Application of the Law to the Facts
In applying the law to the facts of the case, the court determined that Reubens, as a simple contract creditor, was not entitled to the equitable relief sought. The court reasoned that since any fraudulent transfer had already been completed prior to the commencement of the action, Reubens could not invoke the statutory provisions allowing for an injunction to prevent future harm. The court clarified that the purpose of the law was to act against prospective actions that could harm creditors, rather than to remedy situations where a fraud had already been committed. This interpretation was critical in maintaining the integrity of property rights and ensuring that the actions of debtors were not subjected to undue scrutiny or interference after the fact. Therefore, the court concluded that Reubens' request for an injunction was outside the bounds of the statutory provisions, leading to the affirmation of the lower court's decision.

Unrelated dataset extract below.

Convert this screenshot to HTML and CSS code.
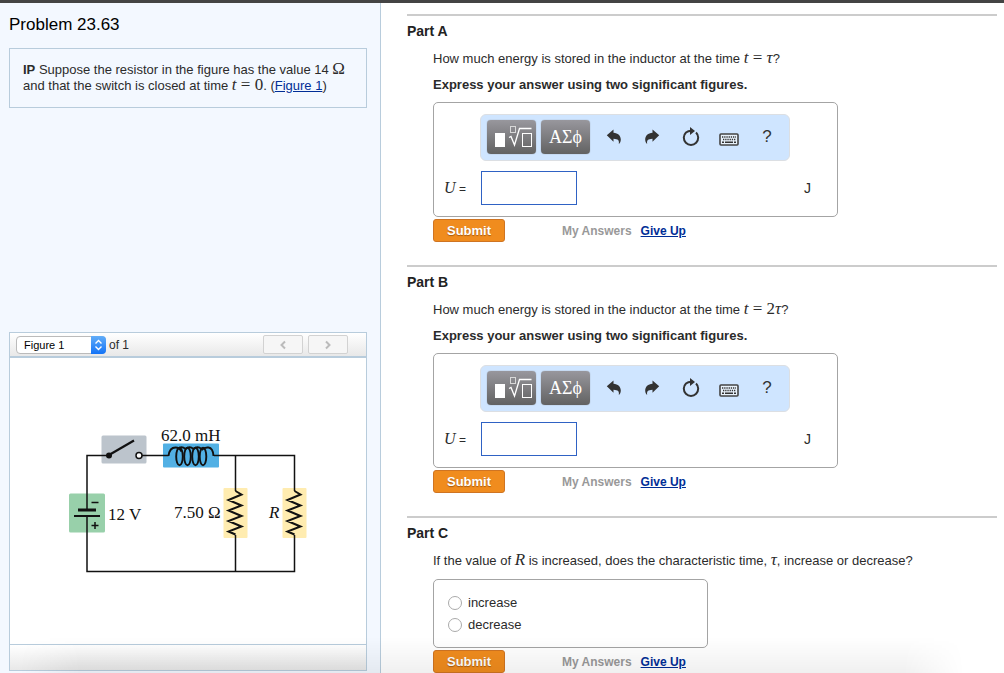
FILE: index.html
```
<!DOCTYPE html>
<html lang="en">
<head>
<meta charset="utf-8">
<title>Problem 23.63</title>
<link rel="stylesheet" href="styles.css">
</head>
<body>
<svg class="defs" aria-hidden="true">
  <symbol id="i-template" viewBox="0 0 50 34">
    <rect x="8" y="13" width="10" height="14" fill="#fff"/>
    <g fill="none" stroke="#fff">
      <rect x="23.5" y="6.500" width="5" height="6" stroke="#d8d8d8"/>
      <rect x="35.500" y="13.500" width="9" height="13"/>
      <path d="M22 17.500l2-1 3.500 8.500 5-16.500h12" stroke-width="1.300"/>
    </g>
  </symbol>
  <symbol id="i-undo" viewBox="0 0 16 16">
    <path d="M.8 6.200L7.500.5v3.200C12 4 14.800 6.800 14.800 10.500c0 2-.8 3.700-2 4.500.6-3.500-.6-5-5.300-5.200v3z" fill="#333"/>
  </symbol>
  <symbol id="i-reset" viewBox="0 0 18 20">
    <path d="M14 5.500A7.200 7.200 0 1 1 4 5.500Q6 4 9.500 3.800" fill="none" stroke="#333" stroke-width="2"/>
    <path d="M8 0l5 4-5 4z" fill="#333"/>
  </symbol>
  <symbol id="i-keyboard" viewBox="0 0 20 13">
    <rect x="1" y="1" width="18" height="11" rx="1" fill="#e8f1fa" stroke="#444" stroke-width="1.600"/>
    <path d="M3 4h14M4 6.500h13" fill="none" stroke="#333" stroke-width="1.400" stroke-dasharray="1.300 .9"/>
    <path d="M3 9.300h2m1 0h8m1 0h2" stroke="#333" stroke-width="1.500"/>
  </symbol>
</svg>
<div class="page">
  <aside class="side">
    <h1 class="side-title">Problem 23.63</h1>
    <p class="intro"><b>IP</b> Suppose the resistor in the figure has the value 14 <span class="math">Ω</span><br>and that the switch is closed at time <span class="math"><i>t</i> = 0</span>. (<a href="#figure">Figure 1</a>)</p>
    <section class="figure" id="figure">
      <div class="figure-head">
        <span class="picker">
          <select class="picker-select" id="fig"><option>Figure 1</option></select>
          <svg class="picker-arrows" viewBox="0 0 15 18" aria-hidden="true"><path d="M4.500 7.500l3-3 3 3M4.500 10.500l3 3 3-3" fill="none" stroke="#fff" stroke-width="1.400"/></svg>
        </span>
        <label class="picker-label" for="fig">of 1</label>
        <div class="pager">
          <button class="pager-button" type="button" aria-label="Previous figure"><svg width="8" height="10" viewBox="0 0 8 10"><path d="M6 1.500L2.500 5 6 8.500"/></svg></button>
          <button class="pager-button" type="button" aria-label="Next figure"><svg width="8" height="10" viewBox="0 0 8 10"><path d="M2 1.500L5.500 5 2 8.500"/></svg></button>
        </div>
      </div>
      <div class="figure-body">
        <svg class="circuit" viewBox="68 426 240 150" role="img" aria-label="RL circuit with a battery and a switch">
          <rect x="101.500" y="435.500" width="45" height="28" rx="1.500" fill="#bcc4cc"/>
          <rect x="69" y="493.500" width="36" height="39" rx="1.500" fill="#98d0aa"/>
          <rect x="163" y="443.500" width="56" height="24" rx="1" fill="#52b0e4"/>
          <rect x="223.500" y="488" width="24" height="50" rx="1" fill="#ffecb0"/>
          <rect x="282.500" y="488" width="24" height="50" rx="1" fill="#ffecb0"/>
          <g fill="none" stroke="#111" stroke-width="1.500">
            <path d="M109 455.500H87V509M87 516v55.500h207.500V535M235.500 571V535M142 455.500h26.500M214 455.500h80.500V491M235.500 455.500V491"/>
            <path d="M235.500 491l6 3.500-13 5.500 13 5.500-13 5 13 5.500-13 5 13 5.500-13 5 7 3M294.500 491l6 3.500-13 5.500 13 5.500-13 5 13 5.500-13 5 13 5.500-13 5 7 3" stroke-width="2"/>
            <g stroke-width="1.900">
              <path d="M168.500 456q1-8.500 7-8.500 4 0 6 4M177.500 449q4-3.500 8 0M185.500 449q4-3.500 8 0M193.500 449q4-3.500 8 0M201.500 450q3-3 7-2.500 4.500.5 5 8.500"/>
              <ellipse cx="179.500" cy="456.500" rx="3.300" ry="8.800"/>
              <ellipse cx="187.500" cy="456.500" rx="3.300" ry="8.800"/>
              <ellipse cx="195.500" cy="456.500" rx="3.300" ry="8.800"/>
              <ellipse cx="203" cy="456.500" rx="3.300" ry="8.800"/>
            </g>
            <path d="M109 455l25-14.500" stroke-width="2.200"/>
            <path d="M78 510h18" stroke-width="3"/>
            <path d="M74 516h26" stroke-width="2"/>
            <path d="M91.500 502.500h7M91.500 525.500h7M95 522v7"/>
            <circle cx="139" cy="455.500" r="3" fill="#fff"/>
          </g>
          <circle cx="109" cy="455.500" r="3" fill="#111"/>
          <g class="circuit-text">
            <text x="161" y="441">62.0 mH</text>
            <text x="108" y="520">12 V</text>
            <text x="174" y="518">7.50 Ω</text>
            <text x="269" y="518" font-style="italic">R</text>
          </g>
        </svg>
      </div>
      <div class="figure-foot"></div>
    </section>
  </aside>
  <main class="parts">
    <section class="part">
      <h2 class="part-title">Part A</h2>
      <form class="part-body">
        <p class="question">How much energy is stored in the inductor at the time <span class="math"><i>t</i> = <i>τ</i></span>?</p>
        <p class="question"><b>Express your answer using two significant figures.</b></p>
        <div class="answer">
          <div class="toolbar">
            <button class="tool-dark" type="button" aria-label="Templates"><svg width="50" height="34"><use href="#i-template"/></svg></button>
            <button class="tool-dark" type="button">ΑΣϕ</button>
            <button class="tool" type="button" aria-label="Undo"><svg width="16" height="16"><use href="#i-undo"/></svg></button>
            <button class="tool" type="button" aria-label="Redo"><svg class="flip" width="16" height="16"><use href="#i-undo"/></svg></button>
            <button class="tool" type="button" aria-label="Reset"><svg width="18" height="20"><use href="#i-reset"/></svg></button>
            <button class="tool" type="button" aria-label="Keyboard"><svg class="keyboard" width="20" height="13"><use href="#i-keyboard"/></svg></button>
            <button class="tool" type="button">?</button>
          </div>
          <div class="entry">
            <label class="entry-label" for="ua"><i>U</i> =</label>
            <input class="entry-input" id="ua" type="text">
            <span class="unit">J</span>
          </div>
        </div>
        <div class="actions">
          <button class="submit" type="button">Submit</button>
          <span class="my-answers">My Answers</span>
          <a class="give-up" href="#">Give Up</a>
        </div>
      </form>
    </section>
    <section class="part">
      <h2 class="part-title">Part B</h2>
      <form class="part-body">
        <p class="question">How much energy is stored in the inductor at the time <span class="math"><i>t</i> = 2<i>τ</i></span>?</p>
        <p class="question"><b>Express your answer using two significant figures.</b></p>
        <div class="answer">
          <div class="toolbar">
            <button class="tool-dark" type="button" aria-label="Templates"><svg width="50" height="34"><use href="#i-template"/></svg></button>
            <button class="tool-dark" type="button">ΑΣϕ</button>
            <button class="tool" type="button" aria-label="Undo"><svg width="16" height="16"><use href="#i-undo"/></svg></button>
            <button class="tool" type="button" aria-label="Redo"><svg class="flip" width="16" height="16"><use href="#i-undo"/></svg></button>
            <button class="tool" type="button" aria-label="Reset"><svg width="18" height="20"><use href="#i-reset"/></svg></button>
            <button class="tool" type="button" aria-label="Keyboard"><svg class="keyboard" width="20" height="13"><use href="#i-keyboard"/></svg></button>
            <button class="tool" type="button">?</button>
          </div>
          <div class="entry">
            <label class="entry-label" for="ub"><i>U</i> =</label>
            <input class="entry-input" id="ub" type="text">
            <span class="unit">J</span>
          </div>
        </div>
        <div class="actions">
          <button class="submit" type="button">Submit</button>
          <span class="my-answers">My Answers</span>
          <a class="give-up" href="#">Give Up</a>
        </div>
      </form>
    </section>
    <section class="part">
      <h2 class="part-title">Part C</h2>
      <form class="part-body">
        <p class="question">If the value of <span class="math"><i>R</i></span> is increased, does the characteristic time, <span class="math"><i>τ</i></span>, increase or decrease?</p>
        <div class="answer choices">
          <label class="choice"><input class="radio" type="radio" name="c">increase</label>
          <label class="choice"><input class="radio" type="radio" name="c">decrease</label>
        </div>
        <div class="actions">
          <button class="submit" type="button">Submit</button>
          <span class="my-answers">My Answers</span>
          <a class="give-up" href="#">Give Up</a>
        </div>
      </form>
    </section>
  </main>
  <div class="shade"></div>
</div>
</body>
</html>
```
FILE: styles.css
```
* { box-sizing: border-box; }
body {
  margin: 0;
  background: #fff;
  color: #2b2b2b;
  font: 13px/16px "Liberation Sans", Arial, sans-serif;
}
h1, h2, p { margin: 0; }
button, input, select { margin: 0; padding: 0; font: inherit; color: inherit; }
a { color: #002d96; }
.defs { display: none; }

.page {
  position: relative;
  display: grid;
  grid-template-columns: 381fr 623fr;
  grid-template-rows: minmax(0, 1fr);
  height: 100vh;
  overflow: hidden;
  border-top: 3px solid #444;
}

.side {
  display: flex;
  flex-direction: column;
  padding: 11px 13px 2px 9px;
  background: #f3f8ff;
  border-right: 1px solid #b8ccdc;
}
.side-title { color: #000; font-size: 17px; font-weight: 400; line-height: 22px; }
.intro {
  margin-top: 12px;
  padding: 13px;
  height: 60px;
  border: 1px solid #b8ccdc;
}
.math { font-family: "Liberation Serif", serif; font-size: 17px; line-height: 1px; }

.figure { margin-top: auto; border: 1px solid #b8ccdc; }
.figure-head {
  display: flex;
  align-items: center;
  height: 25px;
  padding: 0 18px 0 6px;
  background: linear-gradient(#fff, #e8e8e8);
  border-bottom: 2px solid #b8ccdc;
}
.picker { position: relative; display: flex; }
.picker-select {
  appearance: none;
  width: 90px;
  height: 18px;
  padding-left: 7px;
  background: #fff;
  border: 1px solid #bbb;
  border-radius: 4px;
  color: #000;
  font-size: 11px;
}
.picker-arrows {
  position: absolute;
  top: 0;
  right: 0;
  width: 15px;
  height: 18px;
  border-radius: 0 4px 4px 0;
  background: linear-gradient(#62adf8, #1273f7);
  pointer-events: none;
}
.picker-label { margin-left: 3px; font-size: 12px; }
.pager { display: flex; gap: 5px; margin-left: auto; }
.pager-button {
  display: grid;
  place-items: center;
  width: 40px;
  height: 19px;
  background: #f6f6f6;
  border: 1px solid #d2d2d2;
  border-radius: 2px;
}
.pager-button path { fill: none; stroke: #bbb; stroke-width: 2; }
.figure-body {
  display: grid;
  place-items: center;
  height: 286px;
  background: #fff;
}
.circuit { width: 240px; height: 150px; }
.circuit-text { font: 17px "Liberation Serif", serif; fill: #111; }
.figure-foot {
  height: 26px;
  background: linear-gradient(#fff, #e8e8e8);
  border-top: 1px solid #b8ccdc;
}

.parts { padding: 11px 7px 0 26px; }
.part { height: 251px; border-top: 2px solid #ccc; }
.part-title { padding-top: 7px; color: #222; font-size: 14px; line-height: 16px; }
.part-body { padding: 11px 0 0 26px; }
.question { height: 18px; margin-bottom: 8px; line-height: 18px; }
.answer {
  max-width: 405px;
  height: 115px;
  padding: 11px 10px;
  border: 1px solid #a4a4a4;
  border-radius: 5px;
}
.toolbar {
  display: flex;
  align-items: center;
  width: 310px;
  height: 47px;
  margin-left: 36px;
  padding: 0 3px 1px 6px;
  background: #cfe5ff;
  border: 1px solid #dcdfe3;
  border-radius: 6px;
}
.tool-dark {
  width: 49px;
  height: 34px;
  margin-right: 5px;
  background: linear-gradient(#98979d, #626262);
  border: 0;
  border-radius: 4px;
  box-shadow: 0 0 1px #777;
  color: #fff;
  font: 18px/30px "Liberation Serif", serif;
}
.tool-dark svg { display: block; }
.tool {
  display: grid;
  flex: 1;
  place-items: center;
  height: 34px;
  background: none;
  border: 0;
  color: #333;
  font-size: 17px;
}
.flip { transform: scaleX(-1); }
.keyboard { margin-top: 4px; }
.entry { display: flex; align-items: center; margin-top: 10px; }
.entry-label { width: 37px; font-size: 12px; }
.entry-label i { font: italic 16px/16px "Liberation Serif", serif; }
.entry-input { width: 96px; height: 34px; background: #fff; border: 1px solid #2f62c4; }
.unit { margin: 0 16px 0 auto; font-size: 14px; }
.actions { display: flex; align-items: center; margin-top: 2px; font-size: 12px; font-weight: 700; }
.submit {
  width: 72px;
  height: 23px;
  margin-right: 57px;
  background: #f08c1e;
  border: 1px solid #cf7422;
  border-radius: 3px;
  color: #fff;
  font-size: 13px;
  text-shadow: 0 1px 1px #a65a10;
}
.my-answers { margin-right: 9px; color: #999; }

.choices {
  display: flex;
  flex-direction: column;
  gap: 6px;
  max-width: 275px;
  height: 69px;
  margin-top: 9px;
  padding: 15px 14px;
}
.question:has(+ .choices) { margin-bottom: 0; }
.choice { display: flex; align-items: center; gap: 6px; }
.radio {
  appearance: none;
  width: 14px;
  height: 14px;
  background: #fff;
  border: 1px solid #aaa;
  border-radius: 50%;
}

.shade {
  position: absolute;
  right: 40px;
  bottom: 0;
  left: 20px;
  height: 36px;
  background: linear-gradient(transparent, rgba(0, 0, 0, .06));
  mask-image: linear-gradient(90deg, transparent, #000 60px, #000 calc(100% - 60px), transparent);
  pointer-events: none;
}
```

Legislative Intent and Judicial Interpretation
The court emphasized the legislative intent behind the modifications to the creditor rights framework, noting that the changes aimed to strike a balance between protecting creditors and respecting the rights of debtors. It asserted that the legislature had not intended to grant creditors the ability to challenge completed transfers of property, as doing so would undermine the stability of property transactions and the legal rights of debtors. The court highlighted that to allow such challenges would create an environment of uncertainty, potentially discouraging individuals from engaging in legitimate property transactions. Furthermore, the court asserted that its interpretation aligned with the historical context of creditor rights, ensuring that the legal system continued to protect the rights of all parties involved. By doing so, the court reinforced the principle that creditors must first establish their claims through due legal processes before seeking to disrupt a debtor's rights or property.